Posted: April 26th, 2016
Gandon plc has been approached by a customer with a special order for 100,000 units of product X at a price of £250 per unit. The following information is available:
Each unit of product X would require three different types of raw materials, designated A, B and C. Quantities required, current stock levels and cost of raw materials are as follows:
Raw material Units required per unit of Prod.X Current level (unit) Original cost (unit) Current replacement cost (unit) Current realisable value (unit)
A 1 200,000 £21 £25 £18
B 2 60,000 £33 £28 £11
C 2 Nil – £55 –
Material A is used continuously by the company and stocks are always replenished. The current stock of material B is surplus to the company’s requirements and, unless used on the special order, would be sold. Material C is not in stock and would have to be purchased.
Each unit of product X would require one hour of labour. The current wage rate is £30 per hour.

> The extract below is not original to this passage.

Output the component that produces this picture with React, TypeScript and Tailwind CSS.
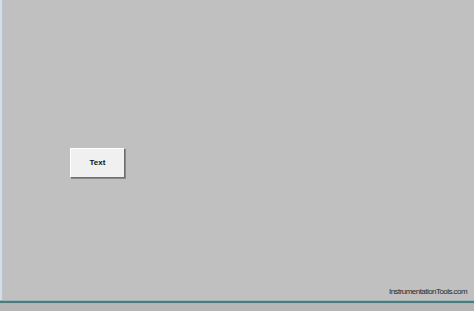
export default function App() {
  return (
    <div className="w-[474px] h-[311px] bg-[#c0c0c0] flex flex-col overflow-hidden font-['Liberation_Sans',sans-serif]">
      <div className="flex flex-1">
        <div className="w-[3px] flex">
          <div className="w-[2px] bg-[#d8dde3]" />
          <div className="w-[1px] bg-[#b8c4d0]" />
        </div>
        <div className="flex-1 flex flex-col">
          <div className="h-[148px]" />
          <div className="pl-[67px]">
            <button className="w-[55px] h-[30px] bg-[#f0f0f0] border border-t-white border-l-white border-r-[#6e6e6e] border-b-[#6e6e6e] shadow-[1px_1px_0_#8a8a8a] text-[8px] font-bold text-[#111] flex items-center justify-center">
              Text
            </button>
          </div>
          <div className="flex-1" />
          <div className="flex justify-end pr-[7px] pb-[2px]">
            <span className="text-[8px] text-[#2a2a2a] tracking-[-0.55px]">InstrumentationTools.com</span>
          </div>
        </div>
      </div>
      <div className="h-[1px] bg-[#9fb3b5]" />
      <div className="h-[2px] bg-[#4b7c80]" />
      <div className="h-[1px] bg-[#a8b8b8]" />
      <div className="h-[7px] bg-[#b6b6b6]" />
    </div>
  );
}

If this special order is not accepted, the company expects to have 120,000 surplus labour hours available in the coming year. The directors have decided not to dismiss any workers in the foreseeable future.

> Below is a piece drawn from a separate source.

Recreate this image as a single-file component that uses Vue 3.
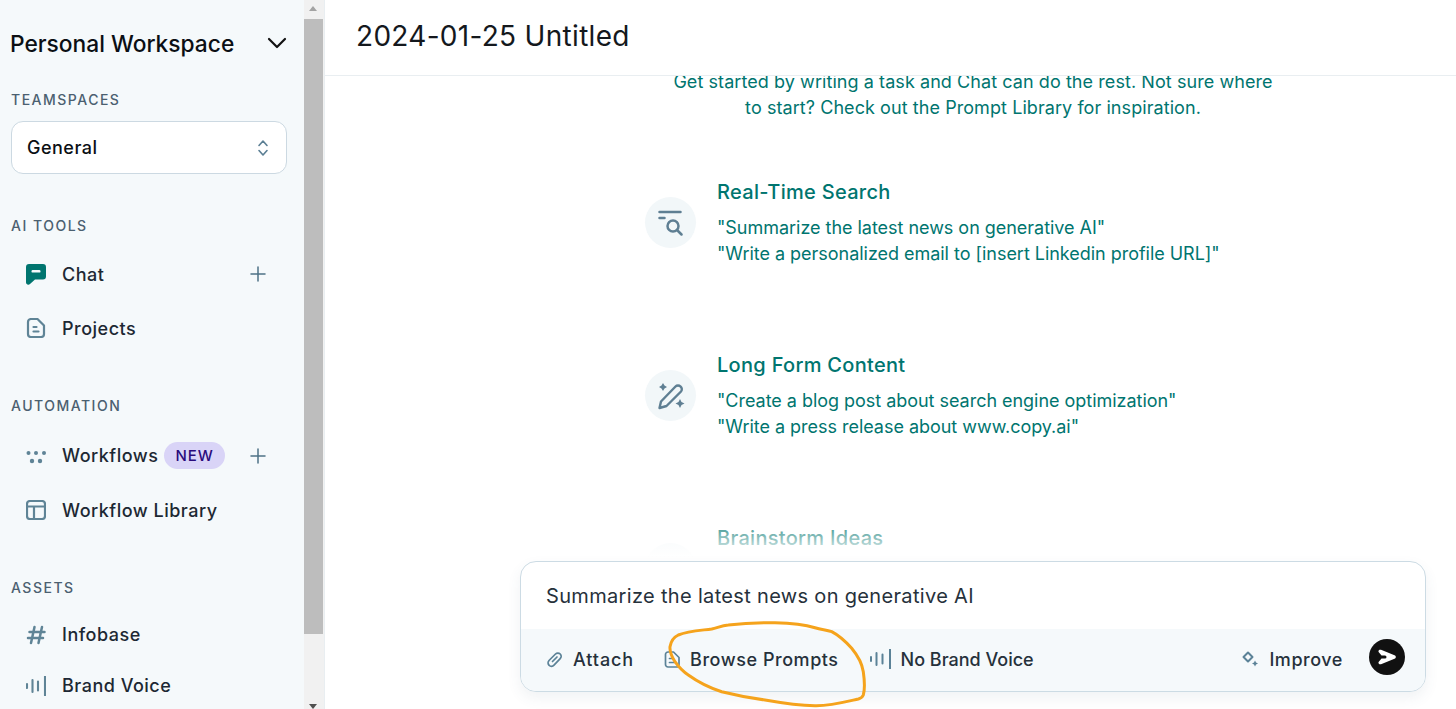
<script setup>
const prompts = [
  {
    id: 'search',
    title: 'Real-Time Search',
    lines: ['"Summarize the latest news on generative AI"', '"Write a personalized email to [insert Linkedin profile URL]"'],
  },
  {
    id: 'pen',
    title: 'Long Form Content',
    lines: ['"Create a blog post about search engine optimization"', '"Write a press release about www.copy.ai"'],
  },
  {
    id: 'idea',
    title: 'Brainstorm Ideas',
    lines: [],
  },
]
</script>

<template>
  <div class="app">
    <aside class="sidebar">
      <div class="workspace">
        <span>Personal Workspace</span>
        <svg width="20" height="20" viewBox="0 0 20 20" fill="none" stroke="#111" stroke-width="2.2" stroke-linecap="round" stroke-linejoin="round"><path d="M2 6l8 8 8-8" /></svg>
      </div>

      <h4 class="label first">TEAMSPACES</h4>
      <div class="select">
        <span>General</span>
        <svg width="12" height="18" viewBox="0 0 12 18" fill="none" stroke="#5b7f94" stroke-width="1.6" stroke-linecap="round" stroke-linejoin="round"><path d="M2 6.5L6 2l4 4.5M2 11.5L6 16l4-4.5" /></svg>
      </div>

      <h4 class="label">AI TOOLS</h4>
      <div class="row">
        <svg class="icon" width="20" height="21" viewBox="0 0 20 21"><path fill="#00756f" d="M3 0h14a3 3 0 0 1 3 3v9.500a3 3 0 0 1-3 3H9L4 20a2.300 2.300 0 0 1-4-1.500V3a3 3 0 0 1 3-3z" /><rect x="5.500" y="6" width="9" height="2.600" rx="1.200" fill="#f5f9fb" /></svg>
        <span>Chat</span>
        <svg class="plus" width="16" height="16" viewBox="0 0 16 16" stroke="#4d7286" stroke-width="1.500" stroke-linecap="round"><path d="M8 1v14M1 8h14" /></svg>
      </div>
      <div class="row">
        <svg class="icon" width="20" height="20" viewBox="0 0 20 20" fill="none" stroke="#5f8496" stroke-width="2.200" stroke-linejoin="round" stroke-linecap="round"><path d="M5 1h6.500l6.500 6.500V16a3 3 0 0 1-3 3H5a3 3 0 0 1-3-3V4a3 3 0 0 1 3-3z" /><path d="M7.500 9h3M7.500 13.500h5" /></svg>
        <span>Projects</span>
      </div>

      <h4 class="label section">AUTOMATION</h4>
      <div class="row tall">
        <svg class="icon" width="20" height="20" viewBox="0 0 20 20" fill="#5f8496"><circle cx="2.500" cy="7" r="2" /><circle cx="10" cy="7" r="2" /><circle cx="18" cy="7" r="2" /><circle cx="6" cy="15" r="2.200" /><circle cx="14" cy="15" r="2.200" /></svg>
        <span>Workflows</span>
        <span class="badge">NEW</span>
        <svg class="plus" width="16" height="16" viewBox="0 0 16 16" stroke="#4d7286" stroke-width="1.500" stroke-linecap="round"><path d="M8 1v14M1 8h14" /></svg>
      </div>
      <div class="row">
        <svg class="icon" width="20" height="20" viewBox="0 0 20 20" fill="none" stroke="#5f8496" stroke-width="2.200" stroke-linejoin="round"><rect x="1" y="1" width="18" height="18" rx="3" /><path d="M1 6.500h18M8 6.500V19" /></svg>
        <span>Workflow Library</span>
      </div>

      <h4 class="label assets">ASSETS</h4>
      <div class="row short">
        <svg class="icon" width="20" height="20" viewBox="0 0 20 20" fill="none" stroke="#5f8496" stroke-width="2.500" stroke-linecap="round"><path d="M8.500 2L5 18M16 2l-3.500 16M3.500 7h15M2 13h15" /></svg>
        <span>Infobase</span>
      </div>
      <div class="row short">
        <svg class="icon" width="20" height="20" viewBox="0 0 20 20" fill="none" stroke="#5f8496" stroke-width="2.100" stroke-linecap="round"><path d="M1 8v4M6.500 4v12M12 5.500v9M19 .5v19" /></svg>
        <span>Brand Voice</span>
      </div>
    </aside>

    <div class="scrollbar">
      <div class="arrow up"></div>
      <div class="thumb"></div>
      <div class="track"></div>
      <div class="arrow down"></div>
    </div>

    <main class="main">
      <header class="topbar">2024-01-25 Untitled</header>

      <div class="content">
        <p class="intro">
          Get started by writing a task and Chat can do the rest. Not sure where<br />
          to start? Check out the Prompt Library for inspiration.
        </p>

        <div v-for="prompt in prompts" :key="prompt.id" class="prompt">
          <div class="bubble">
            <svg v-if="prompt.id === 'search'" width="26" height="26" viewBox="0 0 26 26" fill="none" stroke="#5f7f93" stroke-width="2.500" stroke-linecap="round"><path d="M1.500 2h21M1.500 8h5" /><circle cx="15" cy="16" r="5.500" /><path d="M19.500 20.500l4 4" /></svg>
            <svg v-else-if="prompt.id === 'pen'" width="28" height="28" viewBox="0 0 28 28" fill="none" stroke="#5f7f93" stroke-width="2.400" stroke-linejoin="round" stroke-linecap="round"><path d="M2.500 26l1.500-6.500L18.500 4.500a3.500 3.500 0 0 1 5 0 3.500 3.500 0 0 1 .5 5L9.500 24 2.500 26z" /><path fill="#5f7f93" stroke="none" d="M6 1l1.500 2.500L10 5 7.500 6.500 6 9 4.500 6.500 2 5l2.500-1.500zM23 17l1.500 3 3 1.500-3 1.500-1.500 3-1.500-3-3-1.500 3-1.500z" /></svg>
            <svg v-else width="24" height="24" viewBox="0 0 24 24" fill="#5f7f93"><circle cx="12" cy="10" r="8" /></svg>
          </div>
          <div class="prompt-text">
            <h3>{{ prompt.title }}</h3>
            <p v-for="line in prompt.lines" :key="line">{{ line }}</p>
          </div>
        </div>
      </div>

      <div class="fade"></div>

      <div class="composer">
        <div class="composer-input">Summarize the latest news on generative AI</div>
        <div class="composer-bar">
          <button class="tool attach">
            <svg width="17" height="17" viewBox="0 0 17 17" fill="none" stroke="#5b8297" stroke-width="1.700" stroke-linecap="round" stroke-linejoin="round"><path d="M3 9.500L9.500 3a3.300 3.300 0 0 1 4.700 4.700L8 14.200a3.300 3.300 0 0 1-5-4.700z" /><path d="M6.500 10.500L11 6" /></svg>
            Attach
          </button>
          <button class="tool browse">
            <svg width="16" height="17" viewBox="0 0 16 17" fill="none" stroke="#5b8297" stroke-width="1.700" stroke-linejoin="round" stroke-linecap="round"><path d="M4 1h5.500L15 6.500v7a2.500 2.500 0 0 1-2.500 2.500h-8.500A2.500 2.500 0 0 1 1.500 13.500V3.500A2.500 2.500 0 0 1 4 1z" /><path d="M5.500 7.500h2.500M5.500 11.500h5" /></svg>
            Browse Prompts
          </button>
          <button class="tool voice">
            <svg width="21" height="20" viewBox="0 0 21 20" fill="none" stroke="#5b8297" stroke-width="2" stroke-linecap="round"><path d="M1 8v4M6.500 4v12M12.500 5.500v9M20 .5v19" /></svg>
            No Brand Voice
          </button>
          <button class="tool improve">
            <svg width="17" height="17" viewBox="0 0 17 17" fill="none" stroke="#5b8297" stroke-width="2" stroke-linejoin="round"><path d="M6 1.500L10.500 6 6 10.500 1.500 6z" /><path fill="#5b8297" stroke="none" d="M13 9.500l1 2 2 1-2 1-1 2-1-2-2-1 2-1z" /></svg>
            Improve
          </button>
          <button class="send" aria-label="Send">
            <svg width="18" height="16" viewBox="0 0 18 16"><path fill="#fff" d="M3 .8l13.500 5.400c1.800.8 1.800 2.800 0 3.600L3 15.200c-2 .6-3.200-1-2.200-2.500L3.500 9.500H7a1.500 1.500 0 0 0 0-3H3.500L.8 3.300C-.2 1.800 1 .2 3 .8z" /></svg>
          </button>
        </div>
        <svg class="scribble" width="210" height="100" viewBox="665 615 210 100" fill="none" stroke="#f5a31c" stroke-width="3" stroke-linecap="round" stroke-linejoin="round">
          <path d="M815 627.700C822 630 826 629.500 831.700 631.700C840 636 846 642 851.700 648.300C858 656 862 663 863.300 671.700C864.500 680 865 689 863.300 695C862 698 860 698.500 858.300 699C845 702 830 706 815 705.700C798 705.500 782 703 765 700C750 698 735 695 721.700 691.700C710 688 698 682 688.300 675C682 671 678 666 675 661.700C672 657 669.500 652 670 646.700C671 641 674 637 678.300 635C688 631 700 630.500 711.700 629C718 627.500 722 625.500 728.300 625C745 623 760 622.500 775 622.700C790 623 803 624 815 627.700" />
        </svg>
      </div>
    </main>
  </div>
</template>

<style>
html,
body {
  margin: 0;
  overflow: hidden;
}
</style>

<style scoped>
.app {
  display: flex;
  width: 1456px;
  height: 709px;
  overflow: hidden;
  background: #fff;
  font-family: Inter, "Liberation Sans", sans-serif;
}

.sidebar {
  flex: 0 0 304px;
  height: 709px;
  overflow: hidden;
  box-sizing: border-box;
  padding: 0 17px 0 11px;
  background: #f5f9fb;
}

.workspace {
  display: flex;
  align-items: center;
  justify-content: space-between;
  height: 30px;
  margin: 28px 0 0 -1px;
  font-size: 22.750px;
  font-weight: 500;
  color: #0b0f14;
}

.label {
  margin: 42px 0 11px;
  font-size: 14px;
  line-height: 20px;
  font-weight: 500;
  letter-spacing: 1.500px;
  color: #4b6070;
}

.label.first {
  margin-top: 32px;
}

.label.section {
  margin-top: 41px;
  margin-bottom: 12px;
}

.label.assets {
  margin-top: 41px;
  margin-bottom: 11px;
}

.select {
  display: flex;
  align-items: center;
  justify-content: space-between;
  box-sizing: border-box;
  height: 53px;
  width: 276px;
  padding: 0 17px 0 15px;
  background: #fff;
  border: 1px solid #ccd9e2;
  border-radius: 12px;
  font-size: 18px;
  font-weight: 500;
  letter-spacing: 0.500px;
  color: #0b0f14;
}

.row {
  display: flex;
  align-items: center;
  height: 54px;
  padding-left: 15px;
  font-size: 18px;
  font-weight: 500;
  color: #1d2833;
  letter-spacing: 0.500px;
}

.row.tall {
  height: 55px;
}

.row.short {
  height: 51px;
}

.icon {
  flex: none;
  margin-right: 16px;
}

.plus {
  position: relative;
  margin-left: auto;
  margin-right: 21px;
}

.badge {
  margin-left: 6px;
  padding: 0 11px;
  height: 27px;
  line-height: 27px;
  border-radius: 14px;
  background: #d9d4f7;
  color: #2a0b7c;
  font-size: 15px;
  letter-spacing: 1px;
}

.scrollbar {
  flex: 0 0 20px;
  display: flex;
  flex-direction: column;
  height: 709px;
  background: #f1f1f1;
  border-right: 1px solid #e9eef1;
}

.arrow {
  flex: 0 0 19px;
  position: relative;
}

.arrow::after {
  content: "";
  position: absolute;
  left: 5px;
  border-left: 4.500px solid transparent;
  border-right: 4.500px solid transparent;
}

.arrow.up::after {
  top: 6px;
  border-bottom: 5px solid #a3a3a3;
}

.arrow.down::after {
  bottom: 0;
  border-top: 5px solid #505050;
}

.thumb {
  flex: 0 0 615px;
  margin-right: 1px;
  background: #bdbdbd;
}

.track {
  flex: 1;
}

.main {
  position: relative;
  flex: 1;
  height: 709px;
  overflow: hidden;
  background: #fff;
}

.topbar {
  position: relative;
  z-index: 1;
  height: 76px;
  box-sizing: border-box;
  padding: 18px 0 0 31px;
  border-bottom: 1px solid #e9eef1;
  background: #fff;
  font-size: 28px;
  line-height: 36px;
  letter-spacing: 0.300px;
  color: #14181d;
}

.content {
  width: 656px;
  margin: -7px 0 0 320px;
  color: #00756f;
}

.intro {
  margin: 0 0 57px;
  font-size: 18px;
  line-height: 26px;
  letter-spacing: 0.070px;
  text-align: center;
}

.prompt {
  display: flex;
  align-items: center;
  gap: 21px;
  height: 89px;
  margin-bottom: 84px;
}

.bubble {
  flex: 0 0 51px;
  height: 51px;
  display: flex;
  align-items: center;
  justify-content: center;
  border-radius: 50%;
  background: #f2f7f9;
}

.prompt-text {
  align-self: flex-start;
}

.prompt-text h3 {
  margin: 0 0 9px;
  font-size: 20px;
  line-height: 28px;
  font-weight: 500;
  letter-spacing: 0.300px;
}

.prompt-text p {
  margin: 0;
  font-size: 18px;
  line-height: 26px;
  letter-spacing: -0.030px;
  white-space: nowrap;
}

.fade {
  position: absolute;
  left: 0;
  right: 0;
  top: 515px;
  bottom: 0;
  background: linear-gradient(rgba(255, 255, 255, 0), #fff 42px);
}

.composer {
  position: absolute;
  left: 195px;
  top: 561px;
  width: 906px;
  height: 131px;
  box-sizing: border-box;
  border: 1px solid #ccdbe4;
  border-radius: 16px;
  background: #fff;
  box-shadow: 0 6px 14px rgba(60, 90, 110, 0.08);
}

.composer-input {
  height: 67px;
  padding-left: 25px;
  font-size: 20px;
  line-height: 69px;
  letter-spacing: 0.330px;
  color: #26313b;
}

.composer-bar {
  display: flex;
  align-items: center;
  box-sizing: border-box;
  height: 62px;
  padding: 0 20px 2px 25px;
  border-radius: 0 0 15px 15px;
  background: #f5f9fb;
}

.tool {
  display: flex;
  align-items: center;
  padding: 0;
  border: 0;
  background: none;
  font-family: inherit;
  font-size: 18px;
  font-weight: 500;
  color: #26313b;
  letter-spacing: 0.550px;
}

.attach {
  letter-spacing: 0.900px;
}

.attach svg,
.improve svg {
  margin-right: 10px;
}

.browse {
  margin-left: 30px;
}

.browse svg {
  margin-right: 10px;
}

.voice {
  margin-left: 31px;
  letter-spacing: 0;
}

.voice svg {
  margin-right: 10px;
}

.improve {
  margin-left: auto;
}

.send {
  display: flex;
  align-items: center;
  justify-content: center;
  width: 36px;
  height: 36px;
  margin: -4px 0 0 26px;
  padding: 0;
  border: 0;
  border-radius: 50%;
  background: #111;
}

.scribble {
  position: absolute;
  left: 144px;
  top: 53px;
  pointer-events: none;
}
</style>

Variable overhead is absorbed at a rate of £20 per direct labour hour and fixed overhead is absorbed at a rate of £10 per direct labour hour.
The company possesses equipment which could be adapted for use on the special contract at a cost of £10,000. The equipment cost £50,000 several years ago and has a written down value of nil. If this equipment is not used on the special contract it would be sold for £2,000. Assume that after the contract is fulfilled, the equipment will have no value.
State whether or not the special order should be accepted, supporting your conclusion with appropriate figures. Any assumptions made should be clearly stated.